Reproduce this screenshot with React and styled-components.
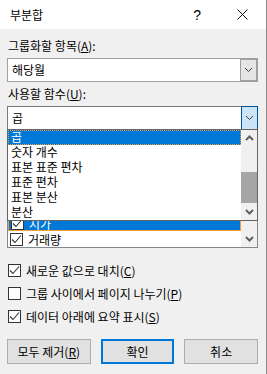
import React from 'react';
import styled, { createGlobalStyle } from 'styled-components';

const GlobalStyle = createGlobalStyle`
  html, body {
    margin: 0;
    padding: 0;
    background: #f0f0f0;
  }
  * {
    box-sizing: border-box;
  }
`;

const functions = ['곱', '숫자 개수', '표본 표준 편차', '표준 편차', '표본 분산', '분산'];
const fields = ['일자', '종가', '고가', '저가', '시가', '거래량'];

const Chevron = ({ up, bold }) => (
    <svg width="9" height="6" viewBox="0 0 9 6">
        <polyline
            points={up ? '1,5 4.5,1.5 8,5' : '1,1 4.5,4.5 8,1'}
            fill="none"
            stroke={bold ? '#606060' : '#404040'}
            strokeWidth={bold ? 2 : 1}
        />
    </svg>
);

const Check = () => (
    <svg width="11" height="11" viewBox="0 0 11 11">
        <polyline points="1,5.5 4,8.5 10,1.5" fill="none" stroke="#333" strokeWidth="1.1" />
    </svg>
);

function App() {
    return (
        <Window>
            <GlobalStyle />
            <TitleBar>
                <Title>부분합</Title>
                <TitleButtons>
                    <Help>?</Help>
                    <svg width="11" height="11" viewBox="0 0 11 11">
                        <path d="M0.5 0.5 L10.5 10.5 M10.5 0.5 L0.5 10.5" stroke="#111" strokeWidth="1" />
                    </svg>
                </TitleButtons>
            </TitleBar>

            <Body>
                <Label $top={9}>그룹화할 항목(<u>A</u>):</Label>
                <Combo>
                    <ComboText>해당월</ComboText>
                    <DropButton><Chevron /></DropButton>
                </Combo>

                <Label $top={4}>사용할 함수(<u>U</u>):</Label>
                <ComboWrap>
                    <Combo $focused>
                        <ComboText>곱</ComboText>
                        <DropButton $active><Chevron /></DropButton>
                    </Combo>
                    <DropList>
                        <Options>
                            {functions.map((f, i) => (
                                <Option key={f} $selected={i === 0}>{f}</Option>
                            ))}
                        </Options>
                        <ScrollBar>
                            <ArrowBox><Chevron up bold /></ArrowBox>
                            <Track>
                                <Thumb />
                            </Track>
                            <ArrowBox><Chevron bold /></ArrowBox>
                        </ScrollBar>
                    </DropList>
                </ComboWrap>

                {/* hidden behind the open dropdown */}
                <Label $top={4}>요약할 항목(<u>D</u>):</Label>
                <FieldList>
                    <FieldRows>
                        {fields.map((f) => (
                            <FieldRow key={f} $selected={f === '시가'}>
                                <Box><Check /></Box>
                                <span>{f}</span>
                            </FieldRow>
                        ))}
                    </FieldRows>
                    <ListScroll>
                        <ArrowBox><Chevron up bold /></ArrowBox>
                        <ArrowBox><Chevron bold /></ArrowBox>
                    </ListScroll>
                </FieldList>

                <Options2>
                    <CheckRow>
                        <Box><Check /></Box>
                        <span>새로운 값으로 대치(<u>C</u>)</span>
                    </CheckRow>
                    <CheckRow>
                        <Box />
                        <span>그룹 사이에서 페이지 나누기(<u>P</u>)</span>
                    </CheckRow>
                    <CheckRow>
                        <Box><Check /></Box>
                        <span>데이터 아래에 요약 표시(<u>S</u>)</span>
                    </CheckRow>
                </Options2>

                <Buttons>
                    <Button $w={84}>모두 제거(<u>R</u>)</Button>
                    <Button $w={74} $primary>확인</Button>
                    <Button $w={74}>취소</Button>
                </Buttons>
            </Body>
        </Window>
    );
}

export default App;

const Window = styled.div`
    width: 267px;
    height: 374px;
    background: #f0f0f0;
    border-right: 1px solid #8a8a8a;
    font-family: "Noto Sans CJK KR", "Noto Sans", sans-serif;
    font-size: 12px;
    color: #000;
    overflow: hidden;
`;

const TitleBar = styled.div`
    height: 29px;
    background: #fff;
    display: flex;
    align-items: center;
    justify-content: space-between;
    padding: 0 18px 0 10px;
`;

const Title = styled.div`
    font-size: 12px;
`;

const TitleButtons = styled.div`
    display: flex;
    align-items: center;
    gap: 36px;
`;

const Help = styled.span`
    font-family: "Liberation Sans", sans-serif;
    font-size: 14px;
`;

const Body = styled.div`
    display: flex;
    flex-direction: column;
    padding: 0 8px 0 7px;
`;

const Label = styled.div`
    margin-top: ${(p) => p.$top}px;
    height: 16px;
    line-height: 16px;
    margin-bottom: 4px;
    padding-left: 1px;
    u { text-underline-offset: 1px; }
`;

const ComboWrap = styled.div`
    position: relative;
`;

const Combo = styled.div`
    height: 24px;
    background: #fff;
    border: 1px solid ${(p) => (p.$focused ? '#7a7a7a' : '#a0a0a0')};
    display: flex;
    align-items: stretch;
`;

const ComboText = styled.div`
    flex: 1;
    padding-left: 4px;
    line-height: 22px;
`;

const DropButton = styled.div`
    width: 17px;
    display: flex;
    align-items: center;
    justify-content: center;
    background: ${(p) => (p.$active ? '#cce4f7' : '#e5e5e5')};
    border: 1px solid ${(p) => (p.$active ? '#005499' : '#a0a0a0')};
    margin: ${(p) => (p.$active ? '-1px -1px -1px 0' : '0')};
`;

const DropList = styled.div`
    position: absolute;
    top: calc(100% - 1px);
    left: 0;
    right: 0;
    height: 92px;
    background: #fff;
    border: 1px solid #646464;
    display: flex;
    z-index: 2;
`;

const Options = styled.div`
    flex: 1;
    display: flex;
    flex-direction: column;
`;

const Option = styled.div`
    height: 15px;
    line-height: 14px;
    padding-left: 3px;
    background: ${(p) => (p.$selected ? '#0078d7' : 'transparent')};
    color: ${(p) => (p.$selected ? '#fff' : '#000')};
    outline: ${(p) => (p.$selected ? '1px dotted #f0a040' : 'none')};
    outline-offset: -1px;
`;

const ScrollBar = styled.div`
    width: 16px;
    background: #f0f0f0;
    display: flex;
    flex-direction: column;
`;

const ArrowBox = styled.div`
    height: 16px;
    display: flex;
    align-items: center;
    justify-content: center;
`;

const Track = styled.div`
    flex: 1;
    position: relative;
`;

const Thumb = styled.div`
    position: absolute;
    left: 0;
    right: 0;
    top: 26px;
    height: 31px;
    background: #a6a6a6;
`;

const FieldList = styled.div`
    height: 94px;
    background: #fff;
    border: 1px solid #828790;
    display: flex;
    overflow: hidden;
`;

const FieldRows = styled.div`
    flex: 1;
    display: flex;
    flex-direction: column;
    justify-content: flex-end;
`;

const FieldRow = styled.div`
    height: 16px;
    flex-shrink: 0;
    display: flex;
    align-items: center;
    gap: 5px;
    padding-left: 2px;
    background: ${(p) => (p.$selected ? '#0078d7' : 'transparent')};
    color: ${(p) => (p.$selected ? '#fff' : '#000')};
    border: ${(p) => (p.$selected ? '1px solid #f39c32' : 'none')};
`;

const ListScroll = styled.div`
    width: 16px;
    background: #f0f0f0;
    display: flex;
    flex-direction: column;
    justify-content: space-between;
`;

const Box = styled.div`
    width: 13px;
    height: 13px;
    flex-shrink: 0;
    background: #fff;
    border: 1px solid #333;
    display: flex;
    align-items: center;
    justify-content: center;
`;

const Options2 = styled.div`
    margin-top: 11px;
    display: flex;
    flex-direction: column;
`;

const CheckRow = styled.div`
    height: 23px;
    display: flex;
    align-items: center;
    gap: 5px;
    padding-left: 1px;
    u { text-underline-offset: 1px; }
`;

const Buttons = styled.div`
    margin-top: 11px;
    display: flex;
    gap: 10px;
`;

const Button = styled.div`
    width: ${(p) => p.$w}px;
    height: 25px;
    background: #e1e1e1;
    border: ${(p) => (p.$primary ? '2px solid #0078d7' : '1px solid #adadad')};
    display: flex;
    align-items: center;
    justify-content: center;
    u { text-underline-offset: 1px; }
`;
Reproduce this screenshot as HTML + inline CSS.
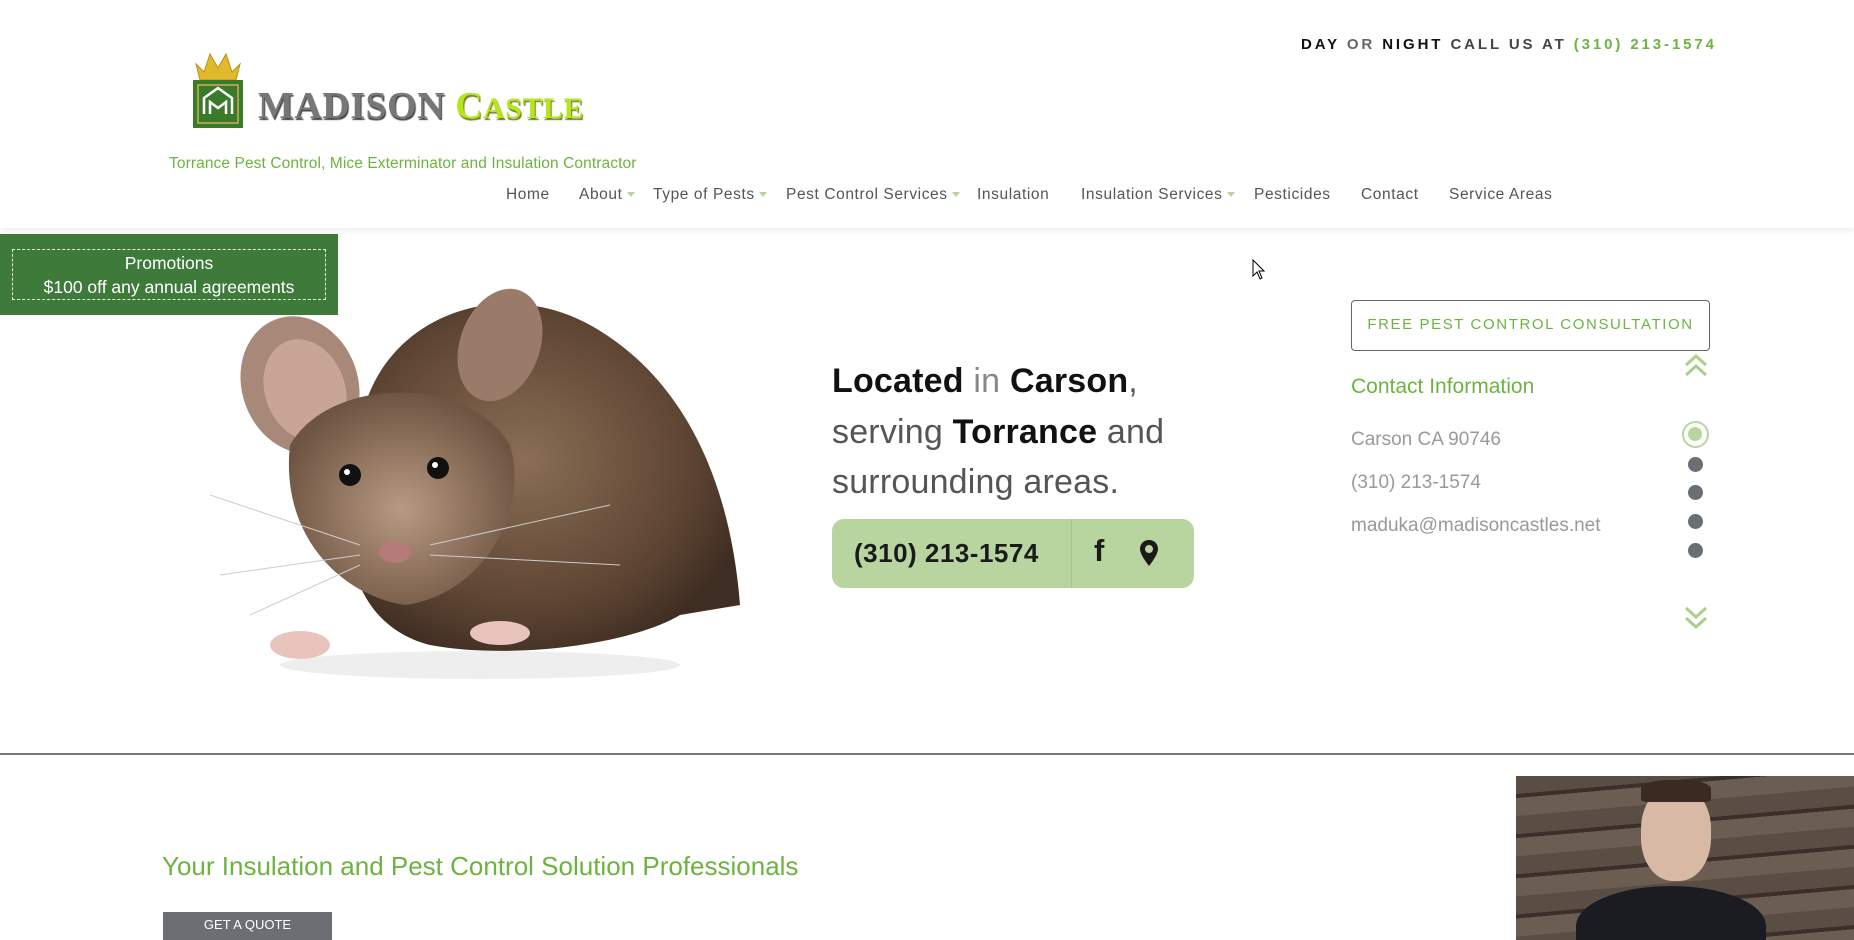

◇ ◇ ◇ ◇ ◇ ◇ ◇

▶ [SET TASK]: Copy nothing but the lines from the top of the material through the line holding "const fields = ['일자', '종가', '고가', '저가', '시가', '거래량'];", exactly as written; omit pictures.

▶ [THE RESPONSE]:
Reproduce this screenshot with React and styled-components.
import React from 'react';
import styled, { createGlobalStyle } from 'styled-components';

const GlobalStyle = createGlobalStyle`
  html, body {
    margin: 0;
    padding: 0;
    background: #f0f0f0;
  }
  * {
    box-sizing: border-box;
  }
`;

const functions = ['곱', '숫자 개수', '표본 표준 편차', '표준 편차', '표본 분산', '분산'];
const fields = ['일자', '종가', '고가', '저가', '시가', '거래량'];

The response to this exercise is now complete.